++++ Information shown

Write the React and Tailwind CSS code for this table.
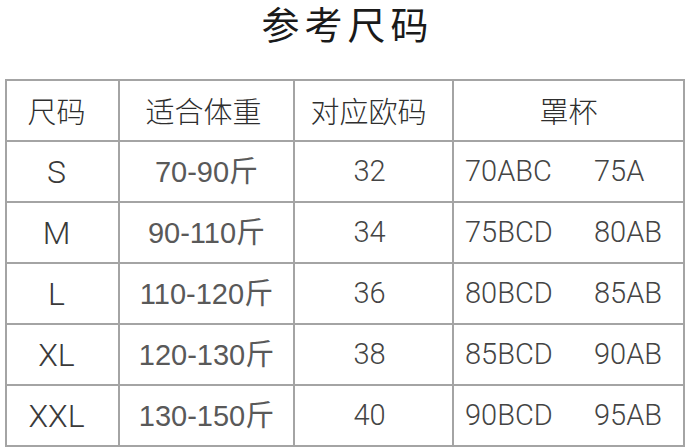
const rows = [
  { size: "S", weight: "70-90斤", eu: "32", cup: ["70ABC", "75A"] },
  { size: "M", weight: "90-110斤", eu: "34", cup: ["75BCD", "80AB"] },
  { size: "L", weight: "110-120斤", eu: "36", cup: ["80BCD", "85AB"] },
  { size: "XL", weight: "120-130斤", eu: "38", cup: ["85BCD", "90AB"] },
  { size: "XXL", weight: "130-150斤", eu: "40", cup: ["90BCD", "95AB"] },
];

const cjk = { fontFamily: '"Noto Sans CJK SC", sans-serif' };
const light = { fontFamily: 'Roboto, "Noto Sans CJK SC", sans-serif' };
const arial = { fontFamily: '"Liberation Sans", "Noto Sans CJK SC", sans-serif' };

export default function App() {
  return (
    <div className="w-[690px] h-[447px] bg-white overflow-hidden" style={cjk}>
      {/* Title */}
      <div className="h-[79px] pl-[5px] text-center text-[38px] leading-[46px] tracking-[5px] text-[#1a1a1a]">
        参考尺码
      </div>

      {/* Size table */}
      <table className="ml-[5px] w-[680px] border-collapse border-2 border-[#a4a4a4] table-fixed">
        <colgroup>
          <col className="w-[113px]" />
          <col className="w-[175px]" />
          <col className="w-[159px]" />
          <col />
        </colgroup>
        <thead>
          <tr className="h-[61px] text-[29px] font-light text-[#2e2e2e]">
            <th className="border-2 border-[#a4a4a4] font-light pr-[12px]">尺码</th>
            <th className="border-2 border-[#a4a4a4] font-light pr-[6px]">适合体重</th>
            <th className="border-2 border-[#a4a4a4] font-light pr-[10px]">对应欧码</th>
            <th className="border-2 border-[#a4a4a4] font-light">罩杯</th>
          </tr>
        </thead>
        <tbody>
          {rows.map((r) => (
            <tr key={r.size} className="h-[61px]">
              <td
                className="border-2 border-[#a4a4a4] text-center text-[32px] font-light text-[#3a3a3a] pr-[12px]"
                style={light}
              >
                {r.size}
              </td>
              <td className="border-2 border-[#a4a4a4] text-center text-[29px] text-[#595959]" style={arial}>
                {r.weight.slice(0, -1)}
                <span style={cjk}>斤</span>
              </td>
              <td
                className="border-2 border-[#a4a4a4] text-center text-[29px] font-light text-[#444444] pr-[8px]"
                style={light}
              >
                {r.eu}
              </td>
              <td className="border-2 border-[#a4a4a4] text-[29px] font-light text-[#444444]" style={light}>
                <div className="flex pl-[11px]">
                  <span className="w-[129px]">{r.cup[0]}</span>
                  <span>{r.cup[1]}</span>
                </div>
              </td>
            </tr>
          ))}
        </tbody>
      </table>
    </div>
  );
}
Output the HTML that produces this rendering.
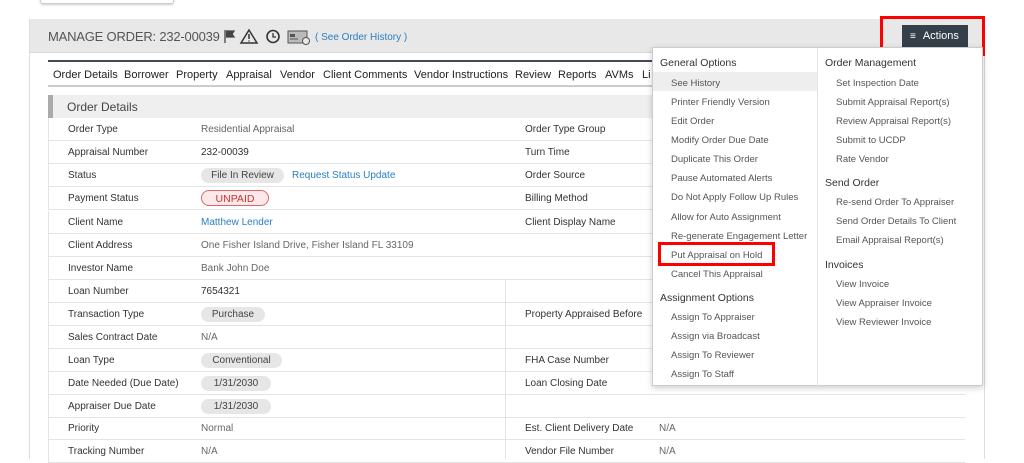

++++++++

* Given instruction *
Write out each line of the data exactly; the images should be left out.

* Result of the exercise *
Write the React and Tailwind CSS code for this table.
const rows = [
  { size: "S", weight: "70-90斤", eu: "32", cup: ["70ABC", "75A"] },
  { size: "M", weight: "90-110斤", eu: "34", cup: ["75BCD", "80AB"] },
  { size: "L", weight: "110-120斤", eu: "36", cup: ["80BCD", "85AB"] },
  { size: "XL", weight: "120-130斤", eu: "38", cup: ["85BCD", "90AB"] },
  { size: "XXL", weight: "130-150斤", eu: "40", cup: ["90BCD", "95AB"] },
];

const cjk = { fontFamily: '"Noto Sans CJK SC", sans-serif' };
const light = { fontFamily: 'Roboto, "Noto Sans CJK SC", sans-serif' };
const arial = { fontFamily: '"Liberation Sans", "Noto Sans CJK SC", sans-serif' };

export default function App() {
  return (
    <div className="w-[690px] h-[447px] bg-white overflow-hidden" style={cjk}>
      {/* Title */}
      <div className="h-[79px] pl-[5px] text-center text-[38px] leading-[46px] tracking-[5px] text-[#1a1a1a]">
        参考尺码
      </div>

      {/* Size table */}
      <table className="ml-[5px] w-[680px] border-collapse border-2 border-[#a4a4a4] table-fixed">
        <colgroup>
          <col className="w-[113px]" />
          <col className="w-[175px]" />
          <col className="w-[159px]" />
          <col />
        </colgroup>
        <thead>
          <tr className="h-[61px] text-[29px] font-light text-[#2e2e2e]">
            <th className="border-2 border-[#a4a4a4] font-light pr-[12px]">尺码</th>
            <th className="border-2 border-[#a4a4a4] font-light pr-[6px]">适合体重</th>
            <th className="border-2 border-[#a4a4a4] font-light pr-[10px]">对应欧码</th>
            <th className="border-2 border-[#a4a4a4] font-light">罩杯</th>
          </tr>
        </thead>
        <tbody>
          {rows.map((r) => (
            <tr key={r.size} className="h-[61px]">
              <td
                className="border-2 border-[#a4a4a4] text-center text-[32px] font-light text-[#3a3a3a] pr-[12px]"
                style={light}
              >
                {r.size}
              </td>
              <td className="border-2 border-[#a4a4a4] text-center text-[29px] text-[#595959]" style={arial}>
                {r.weight.slice(0, -1)}
                <span style={cjk}>斤</span>
              </td>
              <td
                className="border-2 border-[#a4a4a4] text-center text-[29px] font-light text-[#444444] pr-[8px]"
                style={light}
              >
                {r.eu}
              </td>
              <td className="border-2 border-[#a4a4a4] text-[29px] font-light text-[#444444]" style={light}>
                <div className="flex pl-[11px]">
                  <span className="w-[129px]">{r.cup[0]}</span>
                  <span>{r.cup[1]}</span>
                </div>
              </td>
            </tr>
          ))}
        </tbody>
      </table>
    </div>
  );
}
Output the HTML that produces this rendering.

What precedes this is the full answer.